• What you will do: Restate all the material verbatim, except for the pictures.

• Dataset content:

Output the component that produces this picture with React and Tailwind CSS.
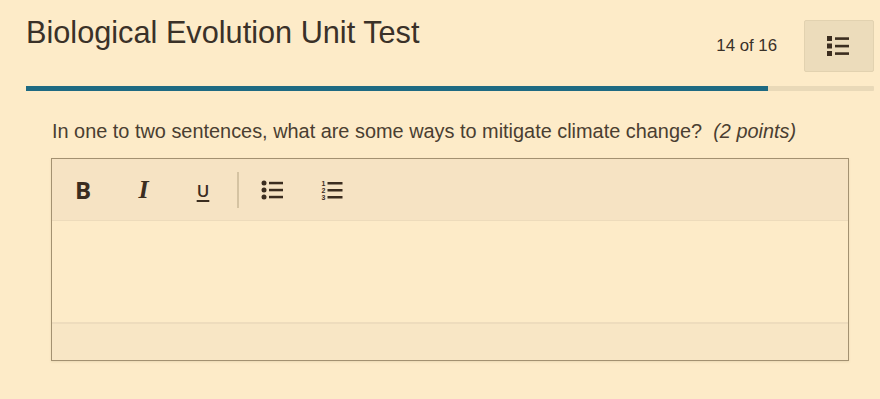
import React from 'react';

const BulletIcon = () => (
  <svg width="24" height="22" viewBox="0 0 24 22" className="text-[#3b2d1f]">
    <circle cx="3" cy="4" r="2.5" fill="currentColor" />
    <circle cx="3" cy="11" r="2.5" fill="currentColor" />
    <circle cx="3" cy="18" r="2.5" fill="currentColor" />
    <rect x="8" y="2.8" width="14" height="2.5" fill="currentColor" />
    <rect x="8" y="9.8" width="14" height="2.5" fill="currentColor" />
    <rect x="8" y="16.8" width="14" height="2.5" fill="currentColor" />
  </svg>
);

const NumberIcon = () => (
  <svg width="24" height="24" viewBox="0 0 24 24" className="text-[#3b2d1f]">
    <text x="0.5" y="7.5" fontSize="7" fontWeight="bold" fontFamily="Liberation Sans, sans-serif" fill="currentColor">1</text>
    <text x="0.5" y="14.5" fontSize="7" fontWeight="bold" fontFamily="Liberation Sans, sans-serif" fill="currentColor">2</text>
    <text x="0.5" y="21.5" fontSize="7" fontWeight="bold" fontFamily="Liberation Sans, sans-serif" fill="currentColor">3</text>
    <rect x="6.5" y="4" width="15" height="2.5" fill="currentColor" />
    <rect x="6.5" y="11" width="15" height="2.5" fill="currentColor" />
    <rect x="6.5" y="18" width="15" height="2.5" fill="currentColor" />
  </svg>
);

const MenuIcon = () => (
  <svg width="24" height="22" viewBox="0 0 24 22" className="text-[#3b2d1f]">
    <rect x="0" y="1" width="5" height="5" fill="currentColor" />
    <rect x="0" y="8.5" width="5" height="5" fill="currentColor" />
    <rect x="0" y="16" width="5" height="5" fill="currentColor" />
    <rect x="8" y="2.3" width="14" height="2.6" fill="currentColor" />
    <rect x="8" y="9.8" width="14" height="2.6" fill="currentColor" />
    <rect x="8" y="17.3" width="14" height="2.6" fill="currentColor" />
  </svg>
);

export default function App() {
  const current = 14;
  const total = 16;

  return (
    <div className="w-[880px] h-[399px] bg-[#fdebc8] pl-[26px] pr-[6px] font-['Liberation_Sans',Arial,sans-serif] text-[#3a3128] overflow-hidden">
      {/* Header */}
      <div className="flex justify-between items-start">
        <h1 className="mt-[14px] text-[30.7px] leading-[38px] font-normal text-[#3a3128]">
          Biological Evolution Unit Test
        </h1>
        <div className="flex items-start">
          <span className="mt-[35px] text-[16.8px] leading-[21px] text-[#3a3128]">
            {current} of {total}
          </span>
          <button className="ml-[27px] mt-[20px] w-[70px] h-[52px] bg-[#ecdcbb] border border-[#e2d2b0] rounded-[2px] flex items-center justify-center">
            <MenuIcon />
          </button>
        </div>
      </div>

      {/* Progress */}
      <div className="mt-[14px] h-[5px] bg-[#e9d9b8] rounded-[1px]">
        <div className="h-full bg-[#1e6a82]" style={{ width: `${(current / total) * 100}%` }} />
      </div>

      {/* Question */}
      <p className="mt-[27px] pl-[26px] text-[19.9px] leading-[26px] text-[#4a3e31]">
        In one to two sentences, what are some ways to mitigate climate change?{'\u00a0\u00a0'}
        <span className="italic">(2 points)</span>
      </p>

      {/* Editor */}
      <div className="mt-[14px] ml-[25px] w-[798px] border border-[#a39171] shadow-[0_1px_2px_rgba(200,180,140,0.35)]">
        <div className="h-[62px] bg-[#f6e3c3] border-b border-[#eddbbb] flex items-center pl-[23px]">
          <span className="w-[16px] text-center text-[24px] leading-[28px] font-bold font-['Open_Sans',sans-serif] text-[#3b2d1f]">B</span>
          <span className="ml-[44px] w-[17px] text-center text-[26px] leading-[28px] italic font-bold font-['Liberation_Serif',serif] text-[#3b2d1f]">I</span>
          <span className="ml-[43px] w-[16px] mt-[3px] text-center text-[17px] leading-[20px] font-semibold font-['Open_Sans',sans-serif] underline decoration-2 underline-offset-[3px] text-[#3b2d1f]">U</span>
          <span className="ml-[26px] w-[2px] h-[36px] bg-[#d5c3a2]" />
          <span className="ml-[22px]"><BulletIcon /></span>
          <span className="ml-[36px]"><NumberIcon /></span>
        </div>
        <div className="h-[101px] bg-[#fdebc8]" />
        <div className="h-[38px] bg-[#f8e6c5] border-t-2 border-[#eedcbd]" />
      </div>
    </div>
  );
}
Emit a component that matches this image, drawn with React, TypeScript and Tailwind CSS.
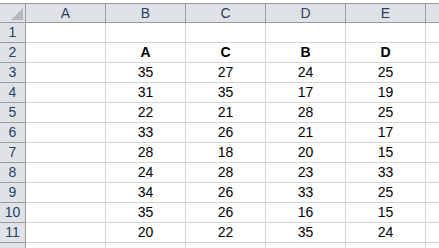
import React from "react";

const cols = ["A", "B", "C", "D", "E"];

const rows: (string | number)[][] = [
  ["", "", "", "", ""],
  ["", "A", "C", "B", "D"],
  ["", 35, 27, 24, 25],
  ["", 31, 35, 17, 19],
  ["", 22, 21, 28, 25],
  ["", 33, 26, 21, 17],
  ["", 28, 18, 20, 15],
  ["", 24, 28, 23, 33],
  ["", 34, 26, 33, 25],
  ["", 35, 26, 16, 15],
  ["", 20, 22, 35, 24],
  ["", "", "", "", ""],
];

export default function App() {
  return (
    <div
      className="w-[439px] h-[248px] overflow-hidden bg-white text-[14px] text-black"
      style={{ fontFamily: '"Liberation Sans", Arial, sans-serif' }}
    >
      <div className="h-[3px] bg-white" />
      <div className="grid grid-cols-[26px_repeat(5,80px)_1fr]">
        {/* header row */}
        <div className="relative h-[20px] bg-[#dfe3e8] border-t border-b border-r border-[#9c9c9c]">
          <div className="absolute right-[2px] bottom-[2px] w-0 h-0 border-l-[12px] border-l-transparent border-b-[12px] border-b-[#b5b8bc]" />
        </div>
        {cols.map((c) => (
          <div
            key={c}
            className="h-[20px] bg-[#dfe3e8] border-t border-b border-r border-[#9c9c9c] flex items-center justify-center text-[#27415f]"
          >
            {c}
          </div>
        ))}
        <div className="h-[20px] bg-[#dfe3e8] border-t border-b border-[#9c9c9c]" />

        {rows.map((r, i) => (
          <React.Fragment key={i}>
            <div className="h-[20px] bg-[#dfe3e8] border-b border-r border-[#9c9c9c] flex items-center justify-center text-[#27415f]">
              {i < 11 ? i + 1 : ""}
            </div>
            {r.map((v, j) => (
              <div
                key={j}
                className={`h-[20px] border-b border-r border-[#d4d4d4] flex items-center justify-center ${
                  i === 1 ? "font-bold" : ""
                }`}
              >
                {v}
              </div>
            ))}
            <div className="h-[20px] border-b border-[#d4d4d4]" />
          </React.Fragment>
        ))}
      </div>
    </div>
  );
}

• Correct response:
Output the component that produces this picture with React and Tailwind CSS.
import React from 'react';

const BulletIcon = () => (
  <svg width="24" height="22" viewBox="0 0 24 22" className="text-[#3b2d1f]">
    <circle cx="3" cy="4" r="2.5" fill="currentColor" />
    <circle cx="3" cy="11" r="2.5" fill="currentColor" />
    <circle cx="3" cy="18" r="2.5" fill="currentColor" />
    <rect x="8" y="2.8" width="14" height="2.5" fill="currentColor" />
    <rect x="8" y="9.8" width="14" height="2.5" fill="currentColor" />
    <rect x="8" y="16.8" width="14" height="2.5" fill="currentColor" />
  </svg>
);

const NumberIcon = () => (
  <svg width="24" height="24" viewBox="0 0 24 24" className="text-[#3b2d1f]">
    <text x="0.5" y="7.5" fontSize="7" fontWeight="bold" fontFamily="Liberation Sans, sans-serif" fill="currentColor">1</text>
    <text x="0.5" y="14.5" fontSize="7" fontWeight="bold" fontFamily="Liberation Sans, sans-serif" fill="currentColor">2</text>
    <text x="0.5" y="21.5" fontSize="7" fontWeight="bold" fontFamily="Liberation Sans, sans-serif" fill="currentColor">3</text>
    <rect x="6.5" y="4" width="15" height="2.5" fill="currentColor" />
    <rect x="6.5" y="11" width="15" height="2.5" fill="currentColor" />
    <rect x="6.5" y="18" width="15" height="2.5" fill="currentColor" />
  </svg>
);

const MenuIcon = () => (
  <svg width="24" height="22" viewBox="0 0 24 22" className="text-[#3b2d1f]">
    <rect x="0" y="1" width="5" height="5" fill="currentColor" />
    <rect x="0" y="8.5" width="5" height="5" fill="currentColor" />
    <rect x="0" y="16" width="5" height="5" fill="currentColor" />
    <rect x="8" y="2.3" width="14" height="2.6" fill="currentColor" />
    <rect x="8" y="9.8" width="14" height="2.6" fill="currentColor" />
    <rect x="8" y="17.3" width="14" height="2.6" fill="currentColor" />
  </svg>
);

export default function App() {
  const current = 14;
  const total = 16;

  return (
    <div className="w-[880px] h-[399px] bg-[#fdebc8] pl-[26px] pr-[6px] font-['Liberation_Sans',Arial,sans-serif] text-[#3a3128] overflow-hidden">
      {/* Header */}
      <div className="flex justify-between items-start">
        <h1 className="mt-[14px] text-[30.7px] leading-[38px] font-normal text-[#3a3128]">
          Biological Evolution Unit Test
        </h1>
        <div className="flex items-start">
          <span className="mt-[35px] text-[16.8px] leading-[21px] text-[#3a3128]">
            {current} of {total}
          </span>
          <button className="ml-[27px] mt-[20px] w-[70px] h-[52px] bg-[#ecdcbb] border border-[#e2d2b0] rounded-[2px] flex items-center justify-center">
            <MenuIcon />
          </button>
        </div>
      </div>

      {/* Progress */}
      <div className="mt-[14px] h-[5px] bg-[#e9d9b8] rounded-[1px]">
        <div className="h-full bg-[#1e6a82]" style={{ width: `${(current / total) * 100}%` }} />
      </div>

      {/* Question */}
      <p className="mt-[27px] pl-[26px] text-[19.9px] leading-[26px] text-[#4a3e31]">
        In one to two sentences, what are some ways to mitigate climate change?{'\u00a0\u00a0'}
        <span className="italic">(2 points)</span>
      </p>

      {/* Editor */}
      <div className="mt-[14px] ml-[25px] w-[798px] border border-[#a39171] shadow-[0_1px_2px_rgba(200,180,140,0.35)]">
        <div className="h-[62px] bg-[#f6e3c3] border-b border-[#eddbbb] flex items-center pl-[23px]">
          <span className="w-[16px] text-center text-[24px] leading-[28px] font-bold font-['Open_Sans',sans-serif] text-[#3b2d1f]">B</span>
          <span className="ml-[44px] w-[17px] text-center text-[26px] leading-[28px] italic font-bold font-['Liberation_Serif',serif] text-[#3b2d1f]">I</span>
          <span className="ml-[43px] w-[16px] mt-[3px] text-center text-[17px] leading-[20px] font-semibold font-['Open_Sans',sans-serif] underline decoration-2 underline-offset-[3px] text-[#3b2d1f]">U</span>
          <span className="ml-[26px] w-[2px] h-[36px] bg-[#d5c3a2]" />
          <span className="ml-[22px]"><BulletIcon /></span>
          <span className="ml-[36px]"><NumberIcon /></span>
        </div>
        <div className="h-[101px] bg-[#fdebc8]" />
        <div className="h-[38px] bg-[#f8e6c5] border-t-2 border-[#eedcbd]" />
      </div>
    </div>
  );
}
Emit a component that matches this image, drawn with React, TypeScript and Tailwind CSS.
import React from "react";

const cols = ["A", "B", "C", "D", "E"];

const rows: (string | number)[][] = [
  ["", "", "", "", ""],
  ["", "A", "C", "B", "D"],
  ["", 35, 27, 24, 25],
  ["", 31, 35, 17, 19],
  ["", 22, 21, 28, 25],
  ["", 33, 26, 21, 17],
  ["", 28, 18, 20, 15],
  ["", 24, 28, 23, 33],
  ["", 34, 26, 33, 25],
  ["", 35, 26, 16, 15],
  ["", 20, 22, 35, 24],
  ["", "", "", "", ""],
];

export default function App() {
  return (
    <div
      className="w-[439px] h-[248px] overflow-hidden bg-white text-[14px] text-black"
      style={{ fontFamily: '"Liberation Sans", Arial, sans-serif' }}
    >
      <div className="h-[3px] bg-white" />
      <div className="grid grid-cols-[26px_repeat(5,80px)_1fr]">
        {/* header row */}
        <div className="relative h-[20px] bg-[#dfe3e8] border-t border-b border-r border-[#9c9c9c]">
          <div className="absolute right-[2px] bottom-[2px] w-0 h-0 border-l-[12px] border-l-transparent border-b-[12px] border-b-[#b5b8bc]" />
        </div>
        {cols.map((c) => (
          <div
            key={c}
            className="h-[20px] bg-[#dfe3e8] border-t border-b border-r border-[#9c9c9c] flex items-center justify-center text-[#27415f]"
          >
            {c}
          </div>
        ))}
        <div className="h-[20px] bg-[#dfe3e8] border-t border-b border-[#9c9c9c]" />

        {rows.map((r, i) => (
          <React.Fragment key={i}>
            <div className="h-[20px] bg-[#dfe3e8] border-b border-r border-[#9c9c9c] flex items-center justify-center text-[#27415f]">
              {i < 11 ? i + 1 : ""}
            </div>
            {r.map((v, j) => (
              <div
                key={j}
                className={`h-[20px] border-b border-r border-[#d4d4d4] flex items-center justify-center ${
                  i === 1 ? "font-bold" : ""
                }`}
              >
                {v}
              </div>
            ))}
            <div className="h-[20px] border-b border-[#d4d4d4]" />
          </React.Fragment>
        ))}
      </div>
    </div>
  );
}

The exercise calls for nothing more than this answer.